In past blogs, I have spoken about the way in which medical research is done. Very simply, one identifies two equivalent groups of patients. One group is given a placebo [non-active] treatment, and the other group is given the actual treatment being studied. This sounds rather simple, but in real life, this type of research involves many steps and can easily cost tens of millions to hundreds of millions of dollars to complete, depending on what specific treatment is being studied. Also, there are serious limitations on what types of studies can be done, because we cannot do human experimentation. For example, we can’t withhold a life-saving medication in order to see if a new treatment is really effective.

Another problem with modern-day research is that we have come to the realization that people’s physiology is sufficiently different, one from the other, such that population studies on hundreds to tens of thousands of patients, may in fact totally miss important findings. If a medication works very well on people who have a specific gene mutation, this critical finding could easily be lost in mountains of data that come out of large studies that include patients with a whole range of genetic codings.

None of these variations in genetic codes makes a person ill. But they will have a direct effect on how these individuals respond to specific medications. So until we are effectively doing a full genetic screen on every person undergoing treatment, we may never find better treatments for specific groups of patients. I can tell you  that this single realization is extremely disheartening. This realization can also explain how one study can find significantly different results in comparison to another study, especially if it is done in a geographically distant population [which often also possesses significant differences in genetic codes].

Very interestingly, we are at a point in history when the “quantified self” is already a term being readily passed around. These days, a watch that only tells time seems antiquated. There is a growing expectation that any wearable should also have some sensing capability. This explains the expected explosion in medical information that is coming at us in a matter of years. Entire infrastructures have already been created that will be able to handle the input of the constant monitoring of millions of people. These infrastructures are not yet ready to handle such an influx of information from billions of people. But within a few years, this too will be a possibility.

In the near future, we will practically have moment by moment health information  about millions of people. One question that comes to mind is if such  information can be used for research. For example, many people may choose not to take a certain medication [like for high cholesterol] even though their doctor recommends it. In the near future, it will be possible to compare all those patients who do not take the recommended medication versus those who do take it.

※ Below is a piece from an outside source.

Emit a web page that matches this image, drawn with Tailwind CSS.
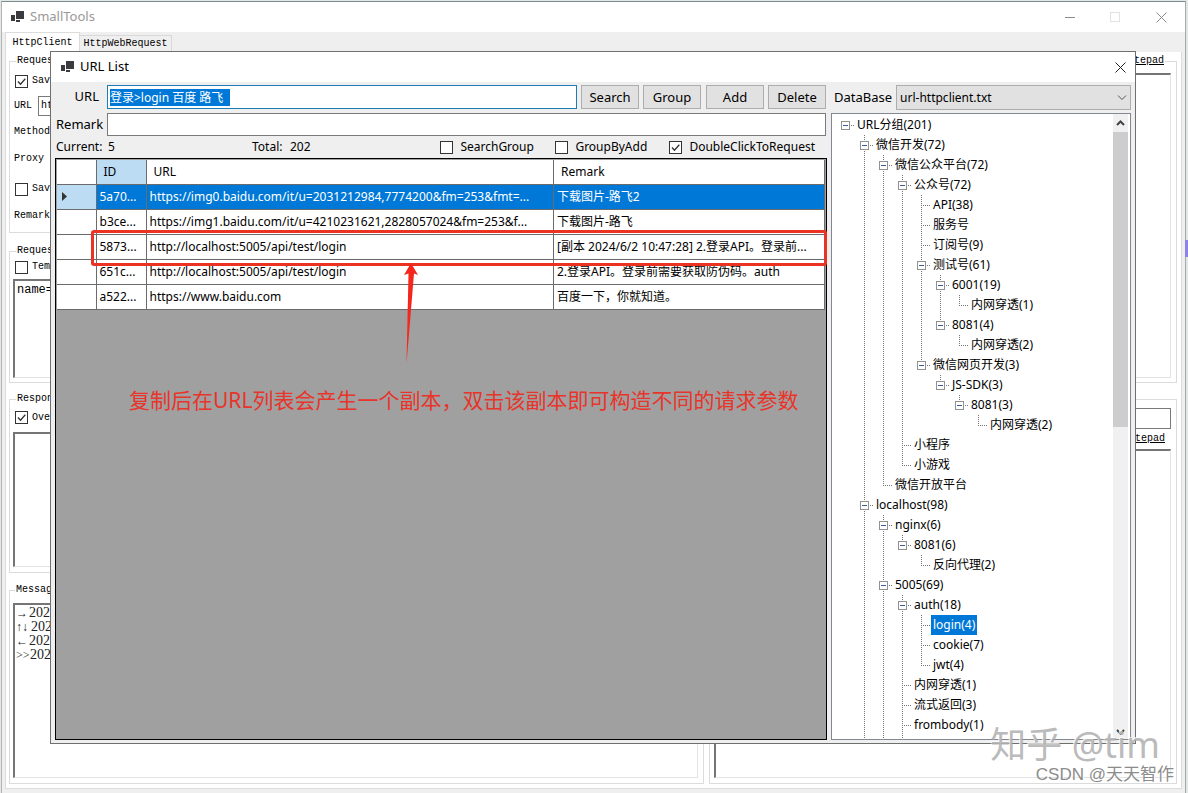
<!DOCTYPE html>
<html lang="zh-CN">
<head>
<meta charset="utf-8">
<meta name="viewport" content="width=device-width, initial-scale=1">
<title>SmallTools</title>
<script src="https://cdn.jsdelivr.net/npm/@tailwindcss/browser@4"></script>
</head>
<body class="h-screen overflow-hidden bg-[#e3e8e6] font-['Noto_Sans','Noto_Sans_CJK_SC',sans-serif] text-xs text-black">
<svg class="hidden" aria-hidden="true">
  <symbol id="app" viewBox="0 0 13 12">
    <g fill="#3b3b3f"><rect x="5" y="0" width="8" height="8"/><rect x="0" y="4" width="4" height="6"/><rect x="5" y="9" width="4" height="2"/></g>
  </symbol>
  <symbol id="tick" viewBox="0 0 13 13">
    <path d="M3 6.500l2.500 2.800L10.300 3.800" fill="none" stroke="#333" stroke-width="1.300"/>
  </symbol>
</svg>
<div class="relative h-full">
  <!-- main window -->
  <main class="absolute top-px right-[2px] bottom-0 left-px flex flex-col border-x border-t border-t-[#7d8c8c] border-l-[#b4b4b4] border-r-[#a3abab] bg-[#efefef]">
    <header class="flex h-[30px] shrink-0 items-center bg-white pl-[9px] text-[#999]">
      <svg class="h-3 w-[13px]"><use href="#app"/></svg>
      <h1 class="ml-1.5 flex-1 text-[13px]">SmallTools</h1>
      <div class="flex items-center">
        <button aria-label="Minimize" class="flex w-[45px] justify-center"><svg class="size-[11px]" stroke="#8a8a8a" fill="none"><path d="M0 5.500H10"/></svg></button>
        <button aria-label="Maximize" class="flex w-[45px] justify-center"><svg class="size-[11px]" stroke="#e2e2e2" fill="none"><rect x=".5" y=".5" width="9" height="9"/></svg></button>
        <button aria-label="Close" class="flex w-[47px] justify-center"><svg class="size-[11px]" stroke="#8a8a8a" fill="none"><path d="M.5.5l10 10M10.500.5l-10 10"/></svg></button>
      </div>
    </header>
    <div class="flex flex-1 flex-col pr-[3px] pb-1 pl-[3px] font-['Liberation_Mono','Noto_Sans_CJK_SC',monospace] text-[10px] leading-3">
      <nav class="flex h-5 items-end">
        <button class="h-5 w-[75px] border border-b-0 border-[#dcdcdc] bg-white text-center">HttpClient</button>
        <button class="h-[17px] w-[92px] border border-b-0 border-l-0 border-[#d9d9d9] text-center">HttpWebRequest</button>
      </nav>
      <div class="grid flex-1 grid-cols-[695fr_468fr] gap-[5px] border border-t-0 border-[#dcdcdc] bg-white pt-[3px] pr-1 pb-1 pl-[3px]">
        <div class="flex flex-col">
          <fieldset class="mb-3 h-[178px] border border-[#dcdcdc] px-1 pt-px">
            <legend class="ml-0.5 px-[1px]">Request</legend>
            <label class="flex h-[26px] items-center gap-1 pl-px"><span class="grid"><input type="checkbox" checked class="col-start-1 row-start-1 size-[13px] appearance-none border border-[#333] bg-white"><svg class="pointer-events-none col-start-1 row-start-1 size-[13px]"><use href="#tick"/></svg></span>Save</label>
            <label class="flex h-[23px] items-center gap-1.5">URL<input value="http://" class="h-5 flex-1 border border-[#7a7a7a] pl-0.5"></label>
            <div class="flex h-[30px] items-center">Method</div>
            <div class="flex h-6 items-center">Proxy</div>
            <label class="mt-1 flex h-[28px] items-center gap-1 pl-px"><input type="checkbox" class="size-[13px] appearance-none border border-[#333] bg-white">Save</label>
            <div class="flex h-[26px] items-center">Remark</div>
          </fieldset>
          <fieldset class="mb-[10px] h-[138px] border border-[#dcdcdc] px-[3px]">
            <legend class="ml-[3px] px-[1px]">Request</legend>
            <label class="mb-0.5 flex h-5 items-center gap-1 pl-0.5"><input type="checkbox" class="size-[13px] appearance-none border border-[#333] bg-white">Temp</label>
            <textarea aria-label="Request body" class="block h-[99px] w-full resize-none border-t-2 border-r border-b border-l-2 border-t-[#757575] border-r-[#e3e3e3] border-b-[#e3e3e3] border-l-[#757575] px-0.5 pt-0.5 text-xs leading-[14px]">name=</textarea>
          </fieldset>
          <fieldset class="mb-[11px] h-[180px] border border-[#dcdcdc] px-[3px]">
            <legend class="ml-[3px] px-[1px]">Response</legend>
            <label class="mb-0.5 flex h-[25px] items-center gap-1 pl-0.5"><span class="grid"><input type="checkbox" checked class="col-start-1 row-start-1 size-[13px] appearance-none border border-[#333] bg-white"><svg class="pointer-events-none col-start-1 row-start-1 size-[13px]"><use href="#tick"/></svg></span>Over</label>
            <textarea aria-label="Response body" class="block h-[135px] w-full resize-none border-t-2 border-r border-b border-l-2 border-t-[#757575] border-r-[#e3e3e3] border-b-[#e3e3e3] border-l-[#757575]"></textarea>
          </fieldset>
          <fieldset class="flex flex-1 flex-col border border-[#dcdcdc] px-[3px] pb-[5px]">
            <legend class="ml-0.5 px-[1px]">Message</legend>
            <div class="mt-[7px] mr-0.5 flex-1 border-t-2 border-r border-b border-l-2 border-t-[#757575] border-r-[#e3e3e3] border-b-[#e3e3e3] border-l-[#757575] pt-px pl-px font-['Liberation_Serif','Noto_Sans_CJK_SC',serif] text-sm leading-[14px] text-[#222]">
              <p class="flex"><span class="w-[13px] text-[12px]/[14px]">→</span>202</p>
              <p class="flex"><span class="w-[15px] text-[12px]/[14px]">↑↓</span>202</p>
              <p class="flex"><span class="w-[13px] text-[12px]/[14px]">←</span>202</p>
              <p class="flex"><span class="w-[14px] text-[12px]/[14px]">&gt;&gt;</span>202</p>
            </div>
          </fieldset>
        </div>
        <div class="flex flex-col">
          <fieldset class="mb-[10px] h-[328px] border border-[#dcdcdc] pt-1.5 pr-[5px] pl-1">
            <legend class="mr-1.5 ml-auto px-[1px]"><a href="#" class="underline">Notepad</a></legend>
            <textarea aria-label="Request preview" class="block h-[305px] w-full resize-none border-t-2 border-r border-b border-l-2 border-t-[#757575] border-r-[#e3e3e3] border-b-[#e3e3e3] border-l-[#757575]"></textarea>
          </fieldset>
          <fieldset class="mt-1.5 flex flex-1 flex-col border border-[#dcdcdc] pt-2 pr-[5px] pb-[5px] pl-1">
            <input aria-label="Filter" class="h-[21px] border border-[#7a7a7a]">
            <div class="flex h-5 items-center justify-end pr-1.5"><a href="#" class="underline">Notepad</a></div>
            <textarea aria-label="Response preview" class="min-h-0 flex-1 resize-none border-t-2 border-r border-b border-l-2 border-t-[#757575] border-r-[#e3e3e3] border-b-[#e3e3e3] border-l-[#757575]"></textarea>
          </fieldset>
        </div>
      </div>
    </div>
  </main>
  <div class="absolute top-[240px] right-0 h-[17px] w-[3px] bg-[#8f82e6]"></div>

  <!-- URL list dialog -->
  <section class="absolute top-[51px] right-[52px] bottom-[49px] left-[50px] flex flex-col border border-[#6f6f6f] bg-[#efefef]">
    <header class="flex h-[30px] shrink-0 items-center bg-white pl-2.5">
      <svg class="h-3 w-[13px]"><use href="#app"/></svg>
      <h2 class="ml-1.5 flex-1 text-[13px]">URL List</h2>
      <button aria-label="Close" class="mr-[9px]"><svg class="size-[11px]" stroke="#222" fill="none"><path d="M.5.5l10 10M10.500.5l-10 10"/></svg></button>
    </header>
    <div class="flex min-h-0 flex-1 gap-1 pt-[3px] pr-1 pb-[3px] pl-1">
      <div class="flex min-w-0 flex-1 flex-col">
        <div class="flex h-6 items-center gap-1 pr-px">
          <label for="url" class="w-[44px] text-right text-[13px]">URL</label>
          <div class="ml-1 flex h-6 flex-1 items-center border border-[#1c7cb4] bg-white px-0.5">
            <input id="url" value="登录&gt;login 百度 路飞" class="h-[17px] w-[120px] bg-[#0078d7] text-xs text-white outline-none">
          </div>
          <button class="h-6 w-[58px] border border-[#adadad] bg-[#e1e1e1] text-[13px] leading-5">Search</button>
          <button class="h-6 w-[58px] border border-[#adadad] bg-[#e1e1e1] text-[13px] leading-5">Group</button>
          <button class="ml-px h-6 w-[58px] border border-[#adadad] bg-[#e1e1e1] text-[13px] leading-5">Add</button>
          <button class="h-6 w-[58px] border border-[#adadad] bg-[#e1e1e1] text-[13px] leading-5">Delete</button>
        </div>
        <div class="mt-1 flex h-[23px] items-center pr-px">
          <label for="remark" class="w-[52px] pl-px text-[13px]">Remark</label>
          <input id="remark" class="h-[23px] min-w-0 flex-1 border border-[#7a7a7a] bg-white px-1">
        </div>
        <div class="flex h-[22px] items-center pr-3 pl-px">
          <span class="w-[52px]">Current:</span><span class="w-[144px]">5</span><span class="w-[38px]">Total:</span><span class="flex-1">202</span>
          <label class="flex w-[115px] items-center gap-[7px]"><input type="checkbox" class="size-[13px] appearance-none border border-[#333] bg-white">SearchGroup</label>
          <label class="flex w-[114px] items-center gap-[7px]"><input type="checkbox" class="size-[13px] appearance-none border border-[#333] bg-white">GroupByAdd</label>
          <label class="flex items-center gap-[7px]"><span class="grid"><input type="checkbox" checked class="col-start-1 row-start-1 size-[13px] appearance-none border border-[#333] bg-white"><svg class="pointer-events-none col-start-1 row-start-1 size-[13px]"><use href="#tick"/></svg></span>DoubleClickToRequest</label>
        </div>
        <div class="relative min-h-0 flex-1 border border-black bg-[#a0a0a0] pt-px pr-px pl-px">
          <table class="w-full table-fixed border-collapse bg-white text-left text-xs leading-5 [&_td]:h-[25px] [&_td]:overflow-hidden [&_td]:whitespace-nowrap [&_td]:border-r [&_td]:border-b [&_td]:border-[#6b6b6b] [&_td]:p-0 [&_td]:px-[3px] [&_th]:h-6 [&_th]:border-r [&_th]:border-b [&_th]:border-[#6b6b6b] [&_th]:p-0 [&_th]:px-[7px] [&_th]:font-normal">
            <colgroup><col class="w-[39px]"><col class="w-[50px]"><col><col class="w-[271px]"></colgroup>
            <thead><tr><th></th><th class="bg-[#bcdcf4]">ID</th><th>URL</th><th>Remark</th></tr></thead>
            <tbody>
              <tr class="bg-[#0078d7] text-white"><td class="bg-[#bcdcf4]"><svg class="ml-0.5 h-[9px] w-[6px]" fill="#333"><path d="M0 0l5 4.500L0 9z"/></svg></td><td>5a70...</td><td>https://img0.baidu.com/it/u=2031212984,7774200&amp;fm=253&amp;fmt=...</td><td>下载图片-路飞2</td></tr>
              <tr><td></td><td>b3ce...</td><td>https://img1.baidu.com/it/u=4210231621,2828057024&amp;fm=253&amp;f...</td><td>下载图片-路飞</td></tr>
              <tr><td></td><td>5873...</td><td>http://localhost:5005/api/test/login</td><td>[副本 2024/6/2 10:47:28] 2.登录API。登录前...</td></tr>
              <tr><td></td><td>651c...</td><td>http://localhost:5005/api/test/login</td><td>2.登录API。登录前需要获取防伪码。auth</td></tr>
              <tr><td></td><td>a522...</td><td>https://www.baidu.com</td><td>百度一下，你就知道。</td></tr>
            </tbody>
          </table>
          <!-- red callout over the copied row -->
          <div class="absolute top-[71px] -right-px left-[35px] h-9 rounded-[3px] border-[3px] border-[#ea3323]"></div>
          <svg class="absolute top-[104px] left-[347px] h-[102px] w-4" fill="#f5261b"><path d="M8 0l7 12-4-1.500L3.500 101 5.500 10.500 1 12z"/></svg>
          <p class="absolute top-[227px] left-[73px] text-[21px] leading-7 whitespace-nowrap text-[#e8342a]">复制后在URL列表会产生一个副本，双击该副本即可构造不同的请求参数</p>
        </div>
      </div>
      <div class="flex w-[300px] shrink-0 flex-col">
        <div class="flex h-[25px] items-center gap-1 pl-[3px]">
          <label for="db" class="text-[13px]">DataBase</label>
          <div class="relative h-[25px] flex-1">
            <select id="db" class="h-full w-full appearance-none border border-[#adadad] bg-[#e1e1e1] pl-[3px] text-xs"><option>url-httpclient.txt</option></select>
            <svg class="pointer-events-none absolute top-[10px] right-1 h-[6px] w-[10px]" fill="none" stroke="#555"><path d="M1 .5l4 4 4-4"/></svg>
          </div>
        </div>
        <div class="mt-[3px] flex min-h-0 flex-1 border border-[#828790] bg-white">
          <ul id="tree" class="min-w-0 flex-1 overflow-hidden pt-px pl-1"></ul>
          <div class="mr-0.5 flex w-[15px] flex-col items-center bg-[#f0f0f0]">
            <svg class="my-1.5 h-[6px] w-[9px]" fill="none" stroke="#444" stroke-width="2"><path d="M1 5l3.500-3.500L8 5"/></svg>
            <div class="h-[295px] w-full bg-[#cdcdcd]"></div>
            <svg class="mt-auto mb-1 h-[6px] w-[9px]" fill="none" stroke="#444" stroke-width="2"><path d="M1 1l3.500 3.500L8 1"/></svg>
          </div>
        </div>
      </div>
    </div>
  </section>
  <div class="pointer-events-none absolute right-[14px] bottom-2 flex flex-col items-end whitespace-nowrap">
    <p class="mr-3.5 text-[36px] leading-10 text-[#a8a8a8]/80 [text-shadow:-1px_-1px_0_#ffffffcc]">知乎 @tim</p>
    <p class="font-['Liberation_Sans','Noto_Sans_CJK_SC',sans-serif] text-[17px] leading-5 text-[#8c8c8c] [text-shadow:1px_1px_0_#fff]">CSDN @天天智作</p>
  </div>
</div>
<script>
// Each entry: guide cells, then the label. v = pass-through line, _ = blank,
// t / l = branch (middle / last), T / L / R = branch with expander (middle / last / root).
const rows = [
  ['R','URL分组(201)'],['_T','微信开发(72)'],['_vT','微信公众平台(72)'],['_vvT','公众号(72)'],
  ['_vvvt','API(38)'],['_vvvt','服务号'],['_vvvt','订阅号(9)'],['_vvvT','测试号(61)'],
  ['_vvvvT','6001(19)'],['_vvvvvl','内网穿透(1)'],['_vvvvL','8081(4)'],['_vvvv_l','内网穿透(2)'],
  ['_vvvL','微信网页开发(3)'],['_vvv_L','JS-SDK(3)'],['_vvv__L','8081(3)'],['_vvv___l','内网穿透(2)'],
  ['_vvt','小程序'],['_vvl','小游戏'],['_vl','微信开放平台'],['_T','localhost(98)'],
  ['_vT','nginx(6)'],['_vvL','8081(6)'],['_vv_l','反向代理(2)'],['_vT','5005(69)'],
  ['_vvT','auth(18)'],['_vvvt','login(4)'],['_vvvt','cookie(7)'],['_vvvl','jwt(4)'],
  ['_vvt','内网穿透(1)'],['_vvt','流式返回(3)'],['_vvt','frombody(1)'],['_vvv','']
];
const V = '<path d="M9.5 0V20"/>', H = '<path d="M9 10.5H19"/>', U = '<path d="M9.5 0V10"/>';
const X = '<g stroke-dasharray="none"><rect x="5.5" y="6.5" width="8" height="8" fill="#fff" stroke="#919191"/><path d="M7 10.5H12" stroke="#3c5aa0"/></g>';
const parts = { _:'', v:V, t:V+H, l:U+H, T:V+H+X, L:U+H+X, R:H+X };
document.getElementById('tree').innerHTML = rows.map(([g, name]) =>
  '<li class="flex h-5 items-center">' +
  [...g].map(c => '<svg class="h-5 w-[19px] shrink-0" fill="none" stroke="#757575" stroke-dasharray="1 1">' + parts[c] + '</svg>').join('') +
  (name === 'login(4)' ? '<span class="bg-[#0078d7] px-0.5 leading-5 text-white">' : '<span class="px-0.5 leading-5">') + name + '</span></li>').join('');
</script>
</body>
</html>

The assumption is that there isn’t some basic physiological factor that causes one person to agree to take the medication versus not to.

So basically, we would have two populations of people who can be matched up one to the other, on the basis of tens or more of physiological parameters. We can get to a point where almost the only difference between these individuals is the fact that one is taking the medication and the other is not. With genomic information, we can even dissect these million-large groups into genetic matches. For example, some people in each group may have a greater likelihood of responding to a cholesterol-lowering medication. This subgroup of individuals could be selected out for their own mini study. The potential of doing such research is astounding. In practice, it might be the only way to do certain studies, while remaining ethical.

The potential of capturing all of this information extends also to predicting the likelihood of a patient positively responding to a treatment. Imagine you have a patient who has just had a heart attack and the question is if this patient should take a special medication to thin the blood. The doctor could search through a huge database of medical information and find a large group of individuals who effectively match the patient sitting before the physician. The doctor could further look into these patients’ medical histories and see how they responded to the treatment in question. If the matching patients responded well, then the doctor would tend to offer the treatment to the patient presently being cared for. On the other hand, if the experience of other patients was negative, the doctor would tend not to prescribe the treatment.

There are many other examples of the power of doing research in this fashion. I expect to cover these topics in future blog posts. Almost every day, our potential to diagnose and treat disease  is increasing, specifically, due to our ever increasing ability to collect, save and analyze huge quantities of data. The sky is not the limit. It’s fair to say, we’re not even sure where the limit lies. And that is a very good thing.